What is being asked. Extract every line of the material that holds the string "this".

Available data.

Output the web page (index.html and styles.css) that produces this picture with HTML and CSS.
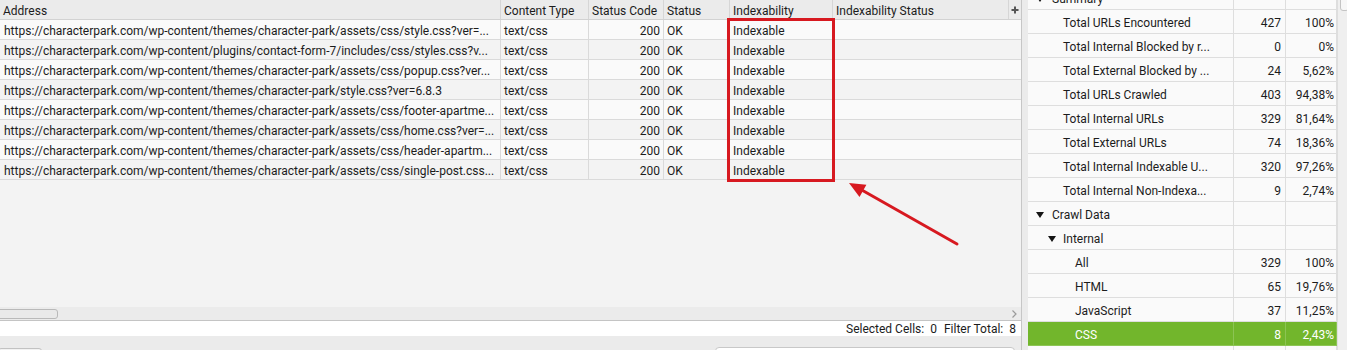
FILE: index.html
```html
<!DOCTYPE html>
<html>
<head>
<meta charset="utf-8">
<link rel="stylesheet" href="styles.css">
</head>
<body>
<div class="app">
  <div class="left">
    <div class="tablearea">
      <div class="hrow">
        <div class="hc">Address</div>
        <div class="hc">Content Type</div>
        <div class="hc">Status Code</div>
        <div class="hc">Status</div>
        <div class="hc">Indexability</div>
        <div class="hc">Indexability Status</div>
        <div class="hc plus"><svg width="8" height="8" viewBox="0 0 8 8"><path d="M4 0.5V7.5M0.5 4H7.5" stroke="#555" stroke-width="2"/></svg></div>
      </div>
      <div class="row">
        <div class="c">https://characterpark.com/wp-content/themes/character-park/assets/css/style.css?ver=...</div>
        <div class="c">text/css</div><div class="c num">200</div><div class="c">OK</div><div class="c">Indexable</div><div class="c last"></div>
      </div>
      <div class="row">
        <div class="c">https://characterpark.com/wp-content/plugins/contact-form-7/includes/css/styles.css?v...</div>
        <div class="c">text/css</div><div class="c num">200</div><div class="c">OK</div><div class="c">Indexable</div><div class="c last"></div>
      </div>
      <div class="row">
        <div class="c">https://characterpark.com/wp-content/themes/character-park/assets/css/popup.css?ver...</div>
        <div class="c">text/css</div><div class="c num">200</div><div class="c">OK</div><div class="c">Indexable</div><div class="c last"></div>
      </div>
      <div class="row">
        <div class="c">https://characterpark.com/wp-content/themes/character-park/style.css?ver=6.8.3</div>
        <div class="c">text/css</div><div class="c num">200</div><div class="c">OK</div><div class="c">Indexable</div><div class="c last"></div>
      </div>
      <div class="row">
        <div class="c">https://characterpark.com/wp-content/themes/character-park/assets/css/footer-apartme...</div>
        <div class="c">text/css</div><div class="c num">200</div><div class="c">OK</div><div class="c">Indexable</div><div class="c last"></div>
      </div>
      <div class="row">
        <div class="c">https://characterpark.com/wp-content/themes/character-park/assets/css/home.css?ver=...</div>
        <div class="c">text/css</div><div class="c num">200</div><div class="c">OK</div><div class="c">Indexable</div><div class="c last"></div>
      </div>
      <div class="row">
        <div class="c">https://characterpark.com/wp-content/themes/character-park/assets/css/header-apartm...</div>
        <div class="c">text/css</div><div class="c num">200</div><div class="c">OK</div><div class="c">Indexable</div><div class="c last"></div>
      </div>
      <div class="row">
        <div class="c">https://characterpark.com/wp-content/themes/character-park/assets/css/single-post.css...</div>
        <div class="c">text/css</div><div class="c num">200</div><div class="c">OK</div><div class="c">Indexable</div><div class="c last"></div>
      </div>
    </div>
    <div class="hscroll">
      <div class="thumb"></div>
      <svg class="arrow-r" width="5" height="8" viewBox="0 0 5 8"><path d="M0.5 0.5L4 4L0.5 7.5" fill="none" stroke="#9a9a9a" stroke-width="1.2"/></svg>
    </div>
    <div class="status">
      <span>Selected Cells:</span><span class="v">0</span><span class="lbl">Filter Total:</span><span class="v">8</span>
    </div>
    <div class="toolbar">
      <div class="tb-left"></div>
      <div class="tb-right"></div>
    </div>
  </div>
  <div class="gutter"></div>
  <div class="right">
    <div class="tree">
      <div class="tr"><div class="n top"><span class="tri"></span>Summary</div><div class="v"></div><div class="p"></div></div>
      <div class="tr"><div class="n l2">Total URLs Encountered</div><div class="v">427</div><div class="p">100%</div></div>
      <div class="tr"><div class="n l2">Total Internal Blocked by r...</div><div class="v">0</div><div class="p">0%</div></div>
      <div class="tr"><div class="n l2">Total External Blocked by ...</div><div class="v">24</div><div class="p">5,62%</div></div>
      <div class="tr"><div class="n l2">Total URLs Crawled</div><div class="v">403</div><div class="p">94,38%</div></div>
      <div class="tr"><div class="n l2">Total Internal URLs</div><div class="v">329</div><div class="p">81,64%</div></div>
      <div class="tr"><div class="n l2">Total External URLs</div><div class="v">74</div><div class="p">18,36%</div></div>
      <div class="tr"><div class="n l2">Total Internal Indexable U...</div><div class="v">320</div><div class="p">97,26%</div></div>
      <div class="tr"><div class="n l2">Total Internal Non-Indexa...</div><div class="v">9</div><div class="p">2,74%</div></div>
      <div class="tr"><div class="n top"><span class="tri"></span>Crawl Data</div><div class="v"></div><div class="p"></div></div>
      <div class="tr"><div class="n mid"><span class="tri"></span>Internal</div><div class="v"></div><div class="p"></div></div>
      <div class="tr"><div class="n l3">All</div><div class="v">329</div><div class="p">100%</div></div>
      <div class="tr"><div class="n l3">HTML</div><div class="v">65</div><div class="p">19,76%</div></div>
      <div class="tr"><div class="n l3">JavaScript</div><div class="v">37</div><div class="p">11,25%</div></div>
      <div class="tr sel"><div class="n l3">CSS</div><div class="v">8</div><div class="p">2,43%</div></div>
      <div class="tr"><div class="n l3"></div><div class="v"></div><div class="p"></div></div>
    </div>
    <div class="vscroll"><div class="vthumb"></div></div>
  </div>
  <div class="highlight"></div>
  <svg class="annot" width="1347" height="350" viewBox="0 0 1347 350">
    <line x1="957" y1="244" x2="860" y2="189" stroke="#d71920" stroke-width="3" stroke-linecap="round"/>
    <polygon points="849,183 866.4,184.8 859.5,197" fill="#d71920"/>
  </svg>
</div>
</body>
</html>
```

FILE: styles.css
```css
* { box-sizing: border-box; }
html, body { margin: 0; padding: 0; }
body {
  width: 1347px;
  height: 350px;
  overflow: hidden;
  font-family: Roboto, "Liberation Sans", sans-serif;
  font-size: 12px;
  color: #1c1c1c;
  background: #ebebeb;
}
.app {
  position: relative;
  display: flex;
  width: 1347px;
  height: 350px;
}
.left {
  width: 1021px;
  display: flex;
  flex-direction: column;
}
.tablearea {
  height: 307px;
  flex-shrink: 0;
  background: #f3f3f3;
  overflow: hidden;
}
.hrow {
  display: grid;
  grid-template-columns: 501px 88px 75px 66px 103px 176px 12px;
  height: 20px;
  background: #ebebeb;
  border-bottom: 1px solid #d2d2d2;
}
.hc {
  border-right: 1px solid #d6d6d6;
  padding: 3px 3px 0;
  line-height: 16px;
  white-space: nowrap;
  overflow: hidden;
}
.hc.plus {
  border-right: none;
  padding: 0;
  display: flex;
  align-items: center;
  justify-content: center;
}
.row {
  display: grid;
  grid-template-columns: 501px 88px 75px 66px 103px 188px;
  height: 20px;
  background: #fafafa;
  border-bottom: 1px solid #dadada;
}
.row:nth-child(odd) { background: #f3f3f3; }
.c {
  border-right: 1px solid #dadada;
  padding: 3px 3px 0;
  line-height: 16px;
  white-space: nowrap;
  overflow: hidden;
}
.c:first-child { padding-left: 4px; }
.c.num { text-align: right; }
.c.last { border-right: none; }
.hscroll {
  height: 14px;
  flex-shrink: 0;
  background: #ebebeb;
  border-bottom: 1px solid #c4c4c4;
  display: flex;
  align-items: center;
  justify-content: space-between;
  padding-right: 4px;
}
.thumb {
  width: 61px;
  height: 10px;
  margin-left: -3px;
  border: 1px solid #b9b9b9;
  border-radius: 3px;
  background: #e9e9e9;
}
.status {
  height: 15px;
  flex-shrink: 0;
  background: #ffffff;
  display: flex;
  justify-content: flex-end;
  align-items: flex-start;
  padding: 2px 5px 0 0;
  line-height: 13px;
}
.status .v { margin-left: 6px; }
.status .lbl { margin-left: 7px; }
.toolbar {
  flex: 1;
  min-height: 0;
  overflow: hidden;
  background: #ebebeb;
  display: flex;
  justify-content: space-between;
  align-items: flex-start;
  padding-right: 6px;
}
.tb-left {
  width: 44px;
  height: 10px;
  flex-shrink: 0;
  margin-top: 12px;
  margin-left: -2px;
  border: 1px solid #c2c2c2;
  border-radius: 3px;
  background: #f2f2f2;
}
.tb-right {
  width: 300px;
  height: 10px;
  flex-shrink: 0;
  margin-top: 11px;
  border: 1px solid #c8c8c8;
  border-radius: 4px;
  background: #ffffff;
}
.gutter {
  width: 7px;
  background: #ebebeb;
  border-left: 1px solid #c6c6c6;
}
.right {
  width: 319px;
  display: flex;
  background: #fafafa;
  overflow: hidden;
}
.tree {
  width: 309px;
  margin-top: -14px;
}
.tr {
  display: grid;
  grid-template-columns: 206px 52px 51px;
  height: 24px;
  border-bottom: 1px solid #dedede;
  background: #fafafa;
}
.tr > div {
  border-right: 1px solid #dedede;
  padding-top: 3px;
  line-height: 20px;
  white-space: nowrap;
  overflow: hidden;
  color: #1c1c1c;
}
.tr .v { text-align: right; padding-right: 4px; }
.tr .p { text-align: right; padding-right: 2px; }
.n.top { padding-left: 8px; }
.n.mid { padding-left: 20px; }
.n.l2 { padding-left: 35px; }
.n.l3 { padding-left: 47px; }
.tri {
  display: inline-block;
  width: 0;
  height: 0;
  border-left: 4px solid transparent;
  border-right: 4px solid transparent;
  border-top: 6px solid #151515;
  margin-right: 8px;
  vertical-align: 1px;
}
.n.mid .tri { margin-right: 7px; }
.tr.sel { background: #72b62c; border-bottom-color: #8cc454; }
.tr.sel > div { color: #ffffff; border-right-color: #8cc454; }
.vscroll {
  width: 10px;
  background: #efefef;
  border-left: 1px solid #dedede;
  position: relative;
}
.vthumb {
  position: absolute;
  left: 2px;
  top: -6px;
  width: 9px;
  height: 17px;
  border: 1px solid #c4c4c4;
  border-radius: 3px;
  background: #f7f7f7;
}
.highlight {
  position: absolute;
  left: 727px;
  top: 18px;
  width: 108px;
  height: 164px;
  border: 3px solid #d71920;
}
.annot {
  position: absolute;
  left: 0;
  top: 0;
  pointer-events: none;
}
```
---
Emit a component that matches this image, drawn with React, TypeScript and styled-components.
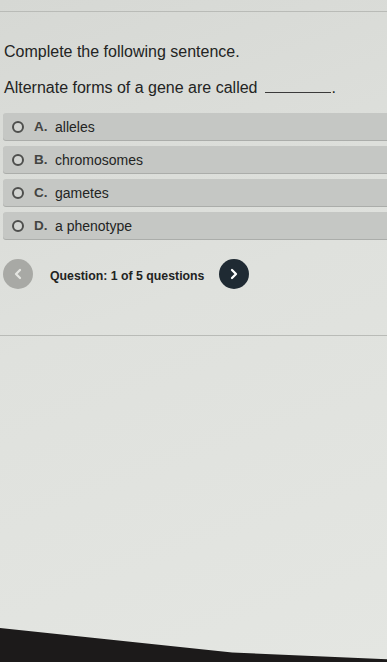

Reply.
Output the web page (index.html and styles.css) that produces this picture with HTML and CSS.
Emit a component that matches this image, drawn with React, TypeScript and styled-components.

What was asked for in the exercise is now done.